> **Task prompt**
Copy exactly the lines from the beginning of the data down to and including the line holding "border-l-[#6f6f6f] border-r-[#dcdcdc] border-b-[#dcdcdc]';", without any pictures.
################
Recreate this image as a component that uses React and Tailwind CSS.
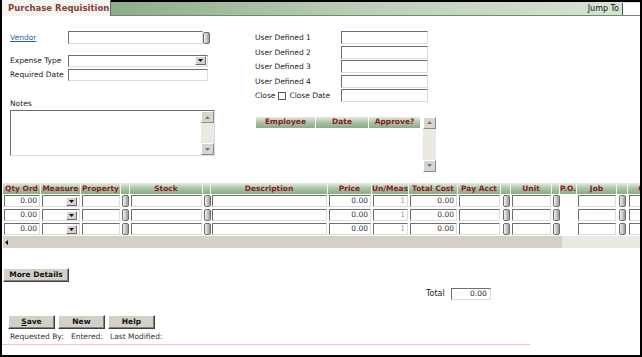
import React from 'react';

const sunken =
  'bg-white border border-t-[#6f6f6f] border-l-[#6f6f6f] border-r-[#dcdcdc] border-b-[#dcdcdc]';

function LookupBtn() {
  return (
    <div className="w-[7px] h-[12px] rounded-[2px] border border-[#6e6e6e] bg-gradient-to-r from-[#f2f2f2] via-[#c9c9c9] to-[#9a9a9a]" />
  );
}

function DropArrow() {
  return (
    <div className="w-[11px] h-[9px] bg-[#d6d3ce] border border-t-white border-l-white border-r-[#6b6b6b] border-b-[#6b6b6b] flex items-center justify-center">
      <svg width="5" height="3" viewBox="0 0 5 3"><path d="M0 0h5L2.5 3z" fill="#111" /></svg>
    </div>
  );
}

function VScroll({ h }) {
  return (
    <div className="w-[13px] bg-[#ece9e4] flex flex-col justify-between" style={{ height: h }}>
      <div className="h-[12px] bg-[#d8d5cf] border border-t-white border-l-white border-r-[#8a8a8a] border-b-[#8a8a8a] flex items-center justify-center">
        <svg width="5" height="3" viewBox="0 0 5 3"><path d="M0 3h5L2.5 0z" fill="#777" /></svg>
      </div>
      <div className="h-[12px] bg-[#d8d5cf] border border-t-white border-l-white border-r-[#8a8a8a] border-b-[#8a8a8a] flex items-center justify-center">
        <svg width="5" height="3" viewBox="0 0 5 3"><path d="M0 0h5L2.5 3z" fill="#777" /></svg>
      </div>
    </div>
  );
}

const hdrBg = 'bg-gradient-to-b from-[#e3ece0] via-[#a9c2a6] to-[#8caa8a]';

const cols = [
  { w: 38, label: 'Qty Ord', type: 'num' },
  { w: 40, label: 'Measure', type: 'sel' },
  { w: 40, label: 'Property', type: 'txt' },
  { w: 9, label: '', type: 'btn' },
  { w: 73, label: 'Stock', type: 'txt' },
  { w: 8, label: '', type: 'btn' },
  { w: 117, label: 'Description', type: 'txt' },
  { w: 44, label: 'Price', type: 'num' },
  { w: 37, label: 'Un/Meas', type: 'one' },
  { w: 49, label: 'Total Cost', type: 'num' },
  { w: 43, label: 'Pay Acct', type: 'txt' },
  { w: 10, label: '', type: 'btn' },
  { w: 41, label: 'Unit', type: 'txt' },
  { w: 8, label: '', type: 'btn' },
  { w: 17, label: 'P.O.', type: 'none' },
  { w: 40, label: 'Job', type: 'txt' },
  { w: 11, label: '', type: 'btn' },
  { w: 40, label: 'Cost', type: 'txt' },
];

function Cell({ c }) {
  if (c.type === 'btn')
    return (
      <div className="flex justify-center shrink-0" style={{ width: c.w }}>
        <LookupBtn />
      </div>
    );
  if (c.type === 'none') return <div className="shrink-0" style={{ width: c.w }} />;
  return (
    <div className="shrink-0 flex justify-center" style={{ width: c.w }}>
      <div
        className={`${sunken} h-[12px] flex items-center justify-end pr-[2px] text-[7.5px]`}
        style={{ width: c.w - 2 }}
      >
        {c.type === 'num' && <span className="text-[#333]">0.00</span>}
        {c.type === 'one' && <span className="text-[#999]">1</span>}
        {c.type === 'sel' && <DropArrow />}
      </div>
    </div>
  );
}

function Btn({ children, w = 'w-[47px]' }) {
  return (
    <div className={`${w} h-[14px] bg-[#d4d0c8] border border-t-white border-l-white border-r-[#404040] border-b-[#404040] shadow-[inset_-1px_-1px_0_#808080] flex items-center justify-center text-[7.5px] font-bold text-[#111]`}>
      {children}
    </div>
  );
}

export default function App() {
  return (
    <div className="w-[642px] h-[357px] bg-white font-['DejaVu_Sans',sans-serif] text-[7.5px] text-[#222] flex flex-col border-l-2 border-r-2 border-b-2 border-black overflow-hidden">
      {/* title bar */}
      <div className="h-[16px] flex shrink-0">
        <div className="w-[109px] bg-[#f4f4f1] pl-[6px] flex items-center text-[8.5px] font-bold text-[#8a3b3b] border-r border-[#5a6d58] whitespace-nowrap overflow-hidden">
          Purchase Requisition
        </div>
        <div className="flex-1 border-t-2 border-black border-b border-b-[#6f8a6c] bg-gradient-to-r from-[#8fac8c] via-[#bdd0b9] to-[#d9e4d5] flex items-center justify-end">
          <span className="text-[8px] text-[#111] mr-[3px]">Jump To</span>
          <div className="w-[18px] h-[12px] bg-white border-l border-[#555]" />
        </div>
      </div>

      {/* top form */}
      <div className="flex pl-[8px] pt-[15px] h-[167px] shrink-0">
        <div className="w-[206px] flex flex-col">
          <div className="flex items-center h-[13px]">
            <span className="w-[58px] text-[#2a5fa8] underline">Vendor</span>
            <div className="flex items-center">
              <div className={`${sunken} w-[135px] h-[13px]`} />
              <LookupBtn />
            </div>
          </div>
          <div className="flex items-center h-[13px] mt-[10px]">
            <span className="w-[58px]">Expense Type</span>
            <div className={`${sunken} w-[140px] h-[12px] flex items-center justify-end pr-[1px]`}>
              <DropArrow />
            </div>
          </div>
          <div className="flex items-center h-[13px] mt-[1px]">
            <span className="w-[58px]">Required Date</span>
            <div className={`${sunken} w-[140px] h-[12px]`} />
          </div>
          <div className="mt-[18px] h-[10px] leading-[10px]">Notes</div>
          <div className={`${sunken} w-[205px] h-[46px] mt-[1px] flex justify-end`}>
            <VScroll h={44} />
          </div>
        </div>

        <div className="ml-[39px] flex flex-col">
          <div className="flex flex-col gap-[1px]">
            {['User Defined 1', 'User Defined 2', 'User Defined 3', 'User Defined 4'].map((t) => (
              <div key={t} className="flex items-center h-[13.5px]">
                <span className="w-[86px]">{t}</span>
                <div className={`${sunken} w-[87px] h-[13px]`} />
              </div>
            ))}
            <div className="flex items-center h-[13.5px]">
              <span className="w-[86px] flex items-center">
                Close
                <span className="inline-block w-[8px] h-[8px] border border-[#555] bg-white mx-[3px]" />
                Close Date
              </span>
              <div className={`${sunken} w-[87px] h-[13px]`} />
            </div>
          </div>
          <div className="flex mt-[14px] ml-[1px]">
            <div className="flex h-[11px] w-[164px] gap-[1px]">
              {[
                ['Employee', 59],
                ['Date', 52],
                ['Approve?', 51],
              ].map(([t, w]) => (
                <div
                  key={t}
                  className={`${hdrBg} flex items-center justify-center text-[7.5px] font-bold text-[#8b1d1d]`}
                  style={{ width: w }}
                >
                  {t}
                </div>
              ))}
            </div>
            <div className="ml-[3px]">
              <VScroll h={55} />
            </div>
          </div>
        </div>
      </div>

      {/* grid */}
      <div className="pl-[1px] shrink-0">
        <div className="flex h-[11px]">
          {cols.map((c, i) => (
            <div
              key={i}
              className={`${hdrBg} shrink-0 flex items-center justify-center text-[7.5px] font-bold text-[#8b1d1d] border-r border-[#eef3ec] overflow-hidden whitespace-nowrap`}
              style={{ width: c.w }}
            >
              {c.label}
            </div>
          ))}
        </div>
        {[0, 1, 2].map((r) => (
          <div key={r} className="flex h-[14px] items-center">
            {cols.map((c, i) => (
              <Cell key={i} c={c} />
            ))}
          </div>
        ))}
        <div className="flex h-[12px]">
          <div className="w-[559px] bg-[#d4d0c8] flex items-center pl-[2px]">
            <svg width="3" height="5" viewBox="0 0 3 5"><path d="M3 0v5L0 2.5z" fill="#111" /></svg>
          </div>
          <div className="flex-1 bg-[#ebe9e4]" />
        </div>
      </div>

      {/* lower */}
      <div className="pl-[1px] mt-[20px] shrink-0">
        <Btn w="w-[66px]">More Details</Btn>
      </div>
      <div className="flex items-center pl-[424px] mt-[6px] h-[12px] shrink-0">
        <span className="text-[8px] mr-[6px]">Total</span>
        <div className={`${sunken} w-[40px] h-[12px] flex items-center justify-end pr-[3px]`}>0.00</div>
      </div>
      <div className="flex gap-[3px] pl-[6px] mt-[15px] shrink-0">
        <Btn>
          <span className="underline">S</span>ave
        </Btn>
        <Btn>New</Btn>
        <Btn>Help</Btn>
      </div>
      <div className="pl-[8px] mt-[3px] text-[7.5px] text-[#333] whitespace-pre h-[10px] leading-[10px] shrink-0">
        {'Requested By:   Entered:   Last Modified:'}
      </div>
      <div className="w-[528px] h-px bg-[#f3c4cc] mt-[2px] shrink-0" />
    </div>
  );
}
################
> **Result for this task**
Recreate this image as a component that uses React and Tailwind CSS.
import React from 'react';

const sunken =
  'bg-white border border-t-[#6f6f6f] border-l-[#6f6f6f] border-r-[#dcdcdc] border-b-[#dcdcdc]';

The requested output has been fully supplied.